Dr. Wells (58), who is now a Senior Researcher in the Institute of Mathematical Sciences, Taramani here, has also focussed on creating an adequate sign list and corpus for the Indus script and the structural analysis of the Indus texts.

He said he first saw the pictures of these pots with markings in the “Corpus of Indus Seals and Inscriptions,” edited by Asko Parpola and his colleagues. When he learnt that the pots were with the ASI at Purana Quila, Dr. Wells travelled there to measure their volumes.

No coincidence

It was Michael Jansen, another researcher on Indus civilisation, who discovered the pot with broken bangles at Mohenjo-Daro in 1987. What intrigued Dr. Wells was the text of one long stroke and seven short strokes inscribed on it. When he reconstructed these broken pieces, using their internal circumferences, with a computer, he found that 17 bangles must have remained intact inside. Besides, the rake sign in the Indus script had a value of hundred and the double rake sign, 200. “This is completely regular” and “not a result of coincidence,” he said. When the ‘V’ sign with linear strokes that occurred on the Harappan tablets were found repeated on a number of ceramic vessels, “it gave me the idea that the ‘V’ sign is probably a measure,” Dr. Wells explained.

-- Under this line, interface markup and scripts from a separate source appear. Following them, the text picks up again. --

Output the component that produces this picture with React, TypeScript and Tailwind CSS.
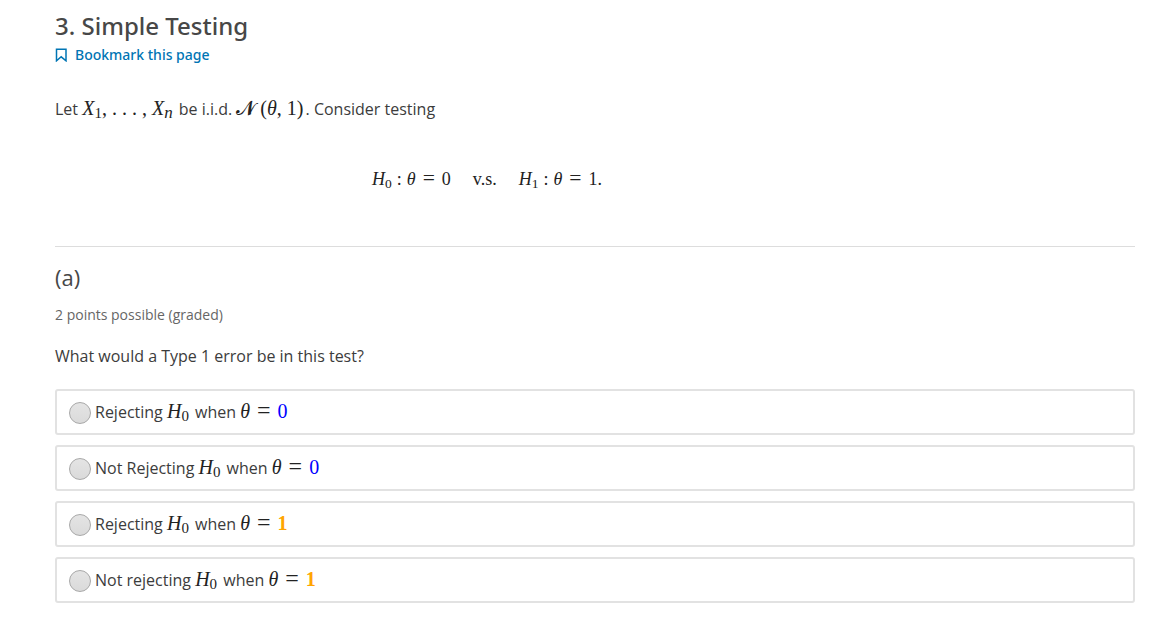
import type { ReactNode } from 'react'

type Choice = { id: string; lead: string; value: number; color: string }

const choices: Choice[] = [
  { id: 'reject-0', lead: 'Rejecting', value: 0, color: 'text-[#0000ff]' },
  { id: 'not-reject-0', lead: 'Not Rejecting', value: 0, color: 'text-[#0000ff]' },
  { id: 'reject-1', lead: 'Rejecting', value: 1, color: 'text-[#ffa500] font-bold' },
  { id: 'not-reject-1', lead: 'Not rejecting', value: 1, color: 'text-[#ffa500] font-bold' },
]

function MathText({ children, className = 'text-xl mr-0.5' }: { children: ReactNode; className?: string }) {
  return (
    <span className={`font-['Liberation_Serif',serif] leading-none whitespace-nowrap text-[#222] ${className}`}>
      {children}
    </span>
  )
}

function Sym({ name, sub, italicSub }: { name: string; sub?: string; italicSub?: boolean }) {
  return (
    <>
      <i>{name}</i>
      {sub && <sub className={`-bottom-[3px] ${italicSub ? 'text-[85%] italic' : 'text-[75%]'}`}>{sub}</sub>}
    </>
  )
}

const Colon = () => <span className="mx-[5px]">:</span>
const Equals = () => <span className="mx-[7px] text-[120%] leading-none">=</span>

function BookmarkIcon() {
  return (
    <svg viewBox="0 0 12 14" className="h-[14px] w-3" fill="none" stroke="currentColor" strokeWidth="1.5" aria-hidden="true">
      <path d="M1.5 1.2h9.5v11.6L6.2 8.8l-4.7 4z" />
    </svg>
  )
}

export default function App() {
  return (
    <main className="bg-white pt-2.5 pr-[27px] pb-6 pl-[55px] font-['Open_Sans',sans-serif] text-base text-[#3c3c3c]">
      <h1 className="font-['Noto_Sans','Open_Sans',sans-serif] text-2xl font-medium text-[#474747]">
        3. Simple Testing
      </h1>
      <a
        href="#bookmark"
        className="mt-[3px] flex items-center gap-2 font-['Noto_Sans','Open_Sans',sans-serif] text-sm font-medium text-[#0075b4]"
      >
        <BookmarkIcon />
        Bookmark this page
      </a>

      <p className="mt-[30px] leading-7">
        Let{' '}
        <MathText>
          <Sym name="X" sub="1" />, . . . , <Sym name="X" sub="n" italicSub />
        </MathText>{' '}
        be i.i.d.{' '}
        <MathText>
          𝓝 (<i>θ</i>, 1)
        </MathText>
        . Consider testing
      </p>

      <div className="mt-[45px] flex w-4/5 items-baseline justify-center gap-[22px]">
        <MathText className="text-lg">
          <Sym name="H" sub="0" />
          <Colon />
          <i>θ</i>
          <Equals />0
        </MathText>
        <MathText className="text-lg">v.s.</MathText>
        <MathText className="text-lg">
          <Sym name="H" sub="1" />
          <Colon />
          <i>θ</i>
          <Equals />
          1.
        </MathText>
      </div>

      <hr className="mt-14 border-[#ddd]" />

      <section>
        <h2 className="mt-4 text-[22px] leading-7 text-[#474747]">(a)</h2>
        <p className="mt-3.5 text-sm text-[#666]">2 points possible (graded)</p>
        <form className="mt-[19px]">
          <fieldset>
            <legend>What would a Type 1 error be in this test?</legend>
            <div className="mt-[21px] flex flex-col gap-2.5">
              {choices.map((c) => (
                <label
                  key={c.id}
                  htmlFor={c.id}
                  className="flex h-[46px] items-center gap-1 rounded-[3px] border-2 border-[#e2e2e2] px-3"
                >
                  <input
                    id={c.id}
                    type="radio"
                    name="type-1-error"
                    className="mt-0.5 size-[22px] shrink-0 appearance-none rounded-full border border-[#a8a8a8] bg-linear-to-b from-[#e4e4e4] to-[#dadada] checked:bg-[#0075b4]"
                  />
                  <span className="pb-0.5 leading-6">
                    {c.lead}{' '}
                    <MathText>
                      <Sym name="H" sub="0" />
                    </MathText>{' '}
                    when{' '}
                    <MathText>
                      <i>θ</i>
                      <Equals />
                      <span className={c.color}>{c.value}</span>
                    </MathText>
                  </span>
                </label>
              ))}
            </div>
          </fieldset>
        </form>
      </section>
    </main>
  )
}
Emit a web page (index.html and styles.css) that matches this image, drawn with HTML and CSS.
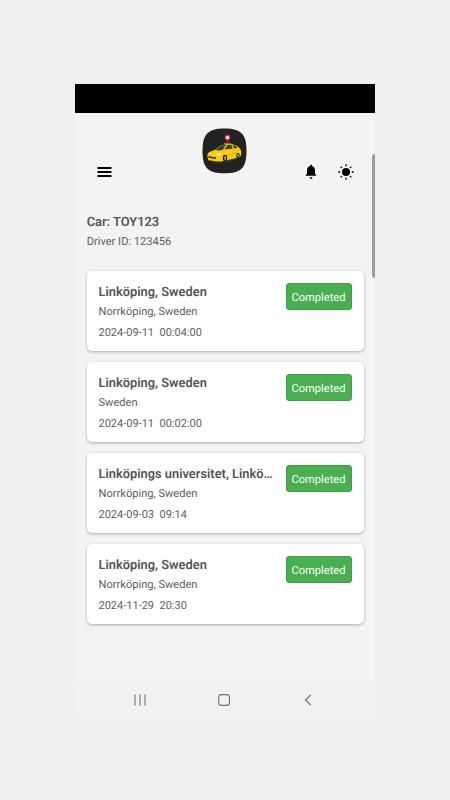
FILE: index.html
```html
<!DOCTYPE html>
<html lang="en">
<head>
<meta charset="utf-8">
<title>Driver trips</title>
<link rel="stylesheet" href="styles.css">
</head>
<body>
<main class="phone">
  <div class="status-bar"></div>
  <div class="scroll-thumb"></div>
  <header class="header">
    <svg class="menu" viewBox="0 0 14 10"><path d="M0 1h14M0 5h14M0 9h14" stroke="#000" stroke-width="1.8"/></svg>
    <svg class="logo" viewBox="0 0 45 46">
      <path d="M22.500.5C39 .5 44.500 6 44.500 23S39 45.300 22.500 45.300.5 40 .5 23 6 .5 22.500.5Z" fill="#222"/>
      <path d="M6 33l9 1.500 14-1.500 8-3-6-1-25 1z" fill="#3b3b3b"/>
      <path d="M5.300 27.500c.2-2.700 3-4.500 7.500-5.500 4-3.500 8-6 14-6 5.500 0 9 1.500 11 4.500 1.500 2 2 4 1.300 6.500l-1.600 2.500-3.500.5-8 2-7 1.500-6-.2-6.700-1.300z" fill="#fc0"/>
      <path d="M13.500 21.800c3.500-3 6.500-4.700 10.500-5L20.700 22c-2.700.6-5 .5-7.200-.2z" fill="#29434c"/>
      <path d="M22.200 21.500l3.300-4.500h4l1 3.700zM31 17c2 .2 3.500 1.200 4.700 2.900l-4 .6z" fill="#33434a"/>
      <path d="M21 28l14-3M30.500 17l.8 8.500" fill="none" stroke="#c79a0b" stroke-width=".5"/>
      <path d="M6 28.200l8 1v1.900l-7.500-1.300z" fill="#343114"/>
      <path d="M14.500 26l5-1.400-1.200 2.500-3.800.5zM6.500 25.200l2-.9-.7 1.700z" fill="#fff6cd"/>
      <ellipse cx="23" cy="30" rx="2.200" ry="3.200" fill="#171717"/>
      <ellipse cx="23.200" cy="30" rx="1.200" ry="2.100" fill="#999"/>
      <ellipse cx="36" cy="27.500" rx="1.700" ry="2.800" fill="#171717"/>
      <ellipse cx="36" cy="27.500" rx=".9" ry="1.800" fill="#999"/>
      <path d="M22 14.800h7v1.400h-7z" fill="#a27908"/>
      <path d="M25.500 15.500l-1.800-4h3.600z" fill="#a91b29"/>
      <circle cx="25.500" cy="9.500" r="2.200" fill="#fff" stroke="#e2354a" stroke-width="1.200"/>
    </svg>
    <svg class="bell" viewBox="0 0 12 16"><path d="M6 .8c.7 0 1.100.5 1.100 1.200C9.300 2.600 10 4.500 10 6.500v3.300l1.200 1.300v.7H.8v-.7L2 9.800V6.500C2 4.500 2.700 2.600 4.900 2 4.900 1.300 5.300.8 6 .8zM4.500 13.300h3c0 .9-.6 1.500-1.500 1.500s-1.500-.6-1.500-1.500z"/></svg>
    <svg class="sun" viewBox="0 0 16 16"><circle cx="8" cy="8" r="4"/><path d="M8 .3v1.900M8 13.800v1.900M.3 8h1.900M13.800 8h1.900M2.600 2.600l1.300 1.300M12.100 12.100l1.300 1.300M2.600 13.400l1.300-1.300M12.100 3.900l1.300-1.300" stroke="#000" stroke-width="1.300"/></svg>
  </header>
  <section class="driver">
    <h1>Car: TOY123</h1>
    <p>Driver ID: 123456</p>
  </section>
  <section class="trips">
    <article class="card">
      <div class="trip"><h2>Linköping, Sweden</h2><p>Norrköping, Sweden</p><p class="date">2024-09-11&nbsp; 00:04:00</p></div>
      <span class="badge">Completed</span>
    </article>
    <article class="card">
      <div class="trip"><h2>Linköping, Sweden</h2><p>Sweden</p><p class="date">2024-09-11&nbsp; 00:02:00</p></div>
      <span class="badge">Completed</span>
    </article>
    <article class="card">
      <div class="trip"><h2>Linköpings universitet, Linkö…</h2><p>Norrköping, Sweden</p><p class="date">2024-09-03&nbsp; 09:14</p></div>
      <span class="badge">Completed</span>
    </article>
    <article class="card">
      <div class="trip"><h2>Linköping, Sweden</h2><p>Norrköping, Sweden</p><p class="date">2024-11-29&nbsp; 20:30</p></div>
      <span class="badge">Completed</span>
    </article>
  </section>
  <nav class="nav">
    <svg viewBox="0 0 14 14"><path d="M2 1.500v11M7 1.500v11M12 1.500v11"/></svg>
    <svg viewBox="0 0 14 14"><rect x="1.700" y="1.600" width="10.800" height="10.800" rx="3"/></svg>
    <svg viewBox="0 0 14 14"><path d="M9.700 2L4.500 7l5.200 5"/></svg>
  </nav>
</main>
</body>
</html>
```
FILE: styles.css
```css
* { box-sizing: border-box; }
body {
  margin: 0;
  height: 800px;
  padding-top: 83.500px;
  background: #f0f0f0;
  color: #555;
  font-family: Roboto, "Liberation Sans", sans-serif;
  text-rendering: geometricPrecision;
}
h1, h2, p { margin: 0; }
.phone {
  position: relative;
  display: flex;
  flex-direction: column;
  width: 300px;
  height: 633px;
  margin: 0 auto;
  background: #f3f3f3;
}
.status-bar { height: 29.500px; background: #000; }
.scroll-thumb {
  position: absolute;
  top: 70px;
  right: 0;
  width: 3px;
  height: 124px;
  border-radius: 3px 0 0 3px;
  background: #9b9b9b;
}
.header {
  display: grid;
  grid-template-columns: 105px 1fr 12px 16px;
  align-items: start;
  height: 101px;
  padding: 15px 21px 0 22px;
}
.menu { width: 15px; height: 10px; margin-top: 39px; }
.logo { width: 45px; height: 46px; }
.bell { width: 12px; height: 16px; margin-top: 36px; margin-left: -21px; }
.sun { width: 16px; height: 16px; margin-top: 36px; }
.driver { height: 57px; padding-left: 11.700px; }
h1, h2 {
  font-size: 12.850px;
  line-height: 18px;
  font-weight: 600;
}
p {
  color: #606060;
  font-size: 11.100px;
  line-height: 18px;
}
.driver p { margin-top: 1px; }
.trips {
  display: flex;
  flex-direction: column;
  gap: 11.600px;
  padding: 0 11.500px;
}
.card {
  display: flex;
  justify-content: space-between;
  height: 79.500px;
  padding: 12px 12px 0;
  border-radius: 5px;
  background: #fff;
  box-shadow: 0 1px 3px #0000004d;
}
.trip { padding-top: 1px; white-space: nowrap; }
.trip p { margin-top: 1px; }
.trip .date { margin-top: 3px; font-size: 11px; }
.badge {
  width: 66px;
  height: 27px;
  border: 1px solid #3d9f42;
  border-radius: 3px;
  background: #4aaf50;
  color: #fff;
  font-size: 11.100px;
  line-height: 27px;
  text-align: center;
}
.nav {
  display: flex;
  justify-content: space-between;
  align-items: center;
  height: 34.500px;
  margin-top: auto;
  padding: 1px 60px 0 58px;
  background: #f1f1f1;
}
.nav svg {
  width: 14px;
  height: 14px;
  fill: none;
  stroke: #707070;
  stroke-width: 1.100;
}
```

It was possible that wages were paid in grain (from these vessels) dispersed from a centralised storage facility, or in the case of incised tablets, material for construction projects and other short-term projects was distributed. He asserted that “there is archaeological evidence bearing on this issue in the form of standardised ceramics with texts describing their contents.”

“Fish” for weights

Dr. Wells agreed with another Indus scholar Steve Bonta’s (Pennsylvania State University) theory that the “fish” sign in the script stood for weights. According to Dr. Bonta, the fish sign occurred frequently with numbers in the script and in clusters too. He later found that the Akkadian Sargonic texts referred to the weight systems of Dilmun (Bahrain) as “minus.” The system of weights from Dilmun was exactly the same as that of the Indus system. Dr. Bonta, who speaks Tamil, realised that “min” in Tamil meant fish. “So our theory is that the term “minus” is derived from the Indus and that the fish are weights,” Dr. Wells said. There were fish signs with one long stroke, two long strokes, a single rake or a double rake. “So the sign graph is doubling and the value is doubling. I think this is too much of a coincidence. But I am aware that a lot of people will disagree with me on the fish sign,” he added.